In Children of The Stones (1977),  Matthew (Peter Denim) initially communicates to a local oddball through a small crumpled note with a drawn picture of a bicycle on.  In the days of emails and texting, this in itself highlights a natural isolation that has potential to manifest in the era; that craft in even a vague form is in some places the only means of communication (especially when under the austere and menacing eye of Hendrik (Iain Cuthbertson)).  Later on, when trying to show his father the potential of lay lines under the village, he plots them on a small map which is again later used to delve deeper into the mystery.  It may not be handicraft as we know it in the homogenised form of today but there is a great sense of doing things by hand in Folk Horror that often either solves the problem, or, conversely, makes it worse.

Perhaps the best and most obvious example of craft found in Folk Horror is in Alan Garner’s The Owl Service (1969).  From both the book and the adaptation for television by Peter Plummer, the story explicitly relies on various aesthetics and techniques of craft to further the narrative.  Most famously, the old love triangle of the narrative manifests in the modern day for Alison (Gillian Hills), Gwyn (Michael Holden) and Roger (Francis Wallis) through the tracing of the design of flowery owls from a dinner service found in the loft; making them into cut-out owls that stand on their own and mysteriously disappear later on.

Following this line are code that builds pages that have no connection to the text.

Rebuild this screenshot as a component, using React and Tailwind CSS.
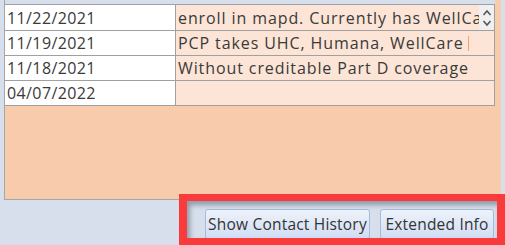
const rows = [
  { date: "11/22/2021", note: "enroll in mapd. Currently has WellCare", scroll: true },
  { date: "11/19/2021", note: "PCP takes UHC, Humana, WellCare", caret: true },
  { date: "11/18/2021", note: "Without creditable Part D coverage" },
  { date: "04/07/2022", note: "" },
];

function ScrollArrows() {
  return (
    <div className="absolute right-0 top-0 flex h-full w-[15px] flex-col items-center justify-center bg-[#f0f0f0]">
      <svg width="10" height="20" viewBox="0 0 10 20" fill="none" stroke="#555" strokeWidth="1.5">
        <path d="M1.5 7 L5 3 L8.5 7" />
        <path d="M1.5 13 L5 17 L8.5 13" />
      </svg>
    </div>
  );
}

export default function App() {
  return (
    <div className="relative h-[245px] w-[505px] overflow-hidden bg-[#d6dfeb] font-['Open_Sans',sans-serif] text-[16px] text-[#3a3a3a]">
      <div className="ml-[4px] flex h-[200px] w-[497px] flex-col border-b border-l border-[#a6a6a6] bg-[#f8cbad]">
        <div className="h-[4px] w-[490px] bg-[#d6dfeb]" />
        <div className="w-[490px] border border-[#a0a0a0] border-l-0">
          {rows.map((r, i) => (
            <div key={i} className={`flex h-[25px] ${i > 0 ? "border-t border-[#a0a0a0]" : ""}`}>
              <div className="flex w-[170px] items-center bg-white pl-[2px] tracking-[0.4px]">{r.date}</div>
              <div className="relative flex flex-1 items-center overflow-hidden whitespace-nowrap border-l border-[#a0a0a0] bg-[#fce4d6] pl-[2px] tracking-[0.9px]">
                {r.note}
                {r.caret && <span className="ml-[4px] h-[15px] w-[1px] bg-[#f4a070]" />}
                {r.scroll && <ScrollArrows />}
              </div>
            </div>
          ))}
        </div>
      </div>

      <div className="flex justify-end gap-[10px] pr-[11px] pt-[9px]">
        <button className="h-[31px] w-[165px] whitespace-nowrap rounded-[3px] border border-[#a4bcd8] bg-gradient-to-b from-[#eef3fb] to-[#cfdcf3] px-0 pt-[1px] text-[15.5px] tracking-[0.2px] text-[#333]">
          Show Contact History
        </button>
        <button className="h-[31px] w-[114px] whitespace-nowrap rounded-[3px] border border-[#a4bcd8] bg-gradient-to-b from-[#eef3fb] to-[#cfdcf3] px-0 pt-[1px] text-[15.5px] tracking-[0.2px] text-[#333]">
          Extended Info
        </button>
      </div>

      <div className="absolute left-[179px] top-[194px] h-[52px] w-[326px] border-[8px] border-t-[7px] border-[#f93b3b] shadow-[inset_3px_4px_5px_rgba(60,70,90,0.45)]" />
    </div>
  );
}
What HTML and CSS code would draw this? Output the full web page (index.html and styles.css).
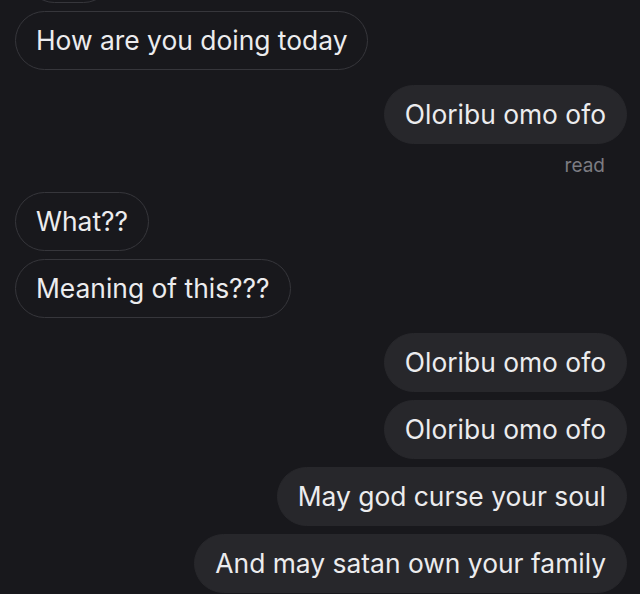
FILE: index.html
```html
<!DOCTYPE html>
<html lang="en">
<head>
    <meta charset="UTF-8">
    <title>Chat</title>
    <link rel="stylesheet" href="styles.css">
</head>
<body>
    <div class="thread">
        <div class="msg in stub"></div>
        <div class="msg in">How are you doing today</div>
        <div class="msg out spaced">Oloribu omo ofo</div>
        <div class="status">read</div>
        <div class="msg in">What??</div>
        <div class="msg in">Meaning of this???</div>
        <div class="msg out spaced">Oloribu omo ofo</div>
        <div class="msg out">Oloribu omo ofo</div>
        <div class="msg out">May god curse your soul</div>
        <div class="msg out">And may satan own your family</div>
    </div>
</body>
</html>
```

FILE: styles.css
```css
body {
    margin: 0;
    background-color: #18181c;
    font-family: 'Inter', 'Liberation Sans', sans-serif;
    color: #ececee;
    overflow: hidden;
}

.thread {
    display: flex;
    flex-direction: column;
    gap: 8px;
    padding: 0 13px 0 15px;
}

.msg {
    box-sizing: border-box;
    height: 59px;
    padding: 0 20px;
    border-radius: 30px;
    font-size: 26.4px;
    line-height: 57px;
    white-space: nowrap;
}

.msg.in {
    align-self: flex-start;
    border: 1px solid #36363b;
}

.msg.out {
    align-self: flex-end;
    background-color: #27272b;
    border: 1px solid #27272b;
}

.msg.stub {
    width: 88px;
    margin-top: -56px;
    margin-left: 10px;
}

.msg.spaced {
    margin-top: 7px;
}

.status {
    align-self: flex-end;
    margin: 2px 22px 7px 0;
    font-size: 19px;
    color: #7c7c82;
}
```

This use of craft allows a rather innocent entry into the naive lives of the modern day characters but eventually unleashes something unusually sexual and powerful (unusual in that it has vague undertones of incest between step-brother and step-sister).  Even when Roger takes pains to get an interestingly framed photograph of the Stone Of Gronw behind their house, there is that same sense of craft, in spite of it being a chemical and mechanical process.  And in a final manifestation before the true coming and possession of Alison, the past cracks the pebbledash of the walls to reveal a mural of Blodeuwedd herself; painted as representational but really acting as far more than simply a piece of craftwork.

These are only a handful of examples that can be discussed but they are enough to begin thinking about the point in question.  Think of the little girl painting the hare in The Wicker Man (as well as the obvious craft that went into the making of the May Day celebration costumes), the sculptor in Joseph Losey’s The Damned (1963), the carving of the symbol on the back of picture that signifies sacrifice in Kill List (2011), the painted symbols on the skin of the musician or the mysterious face of the haunted cup in Kwaidan (1964), or even the simple cutting in half of marbles in Robin Redbreast (1970).  There’s a great sense that, like manually sowing the soil of the land, doing even the most simple of tasks by hand can lead to all sorts of esoteric places; that craft in a multitude of forms aids Folk Horror in subtle, gentle but, ultimately ambiguous, directions.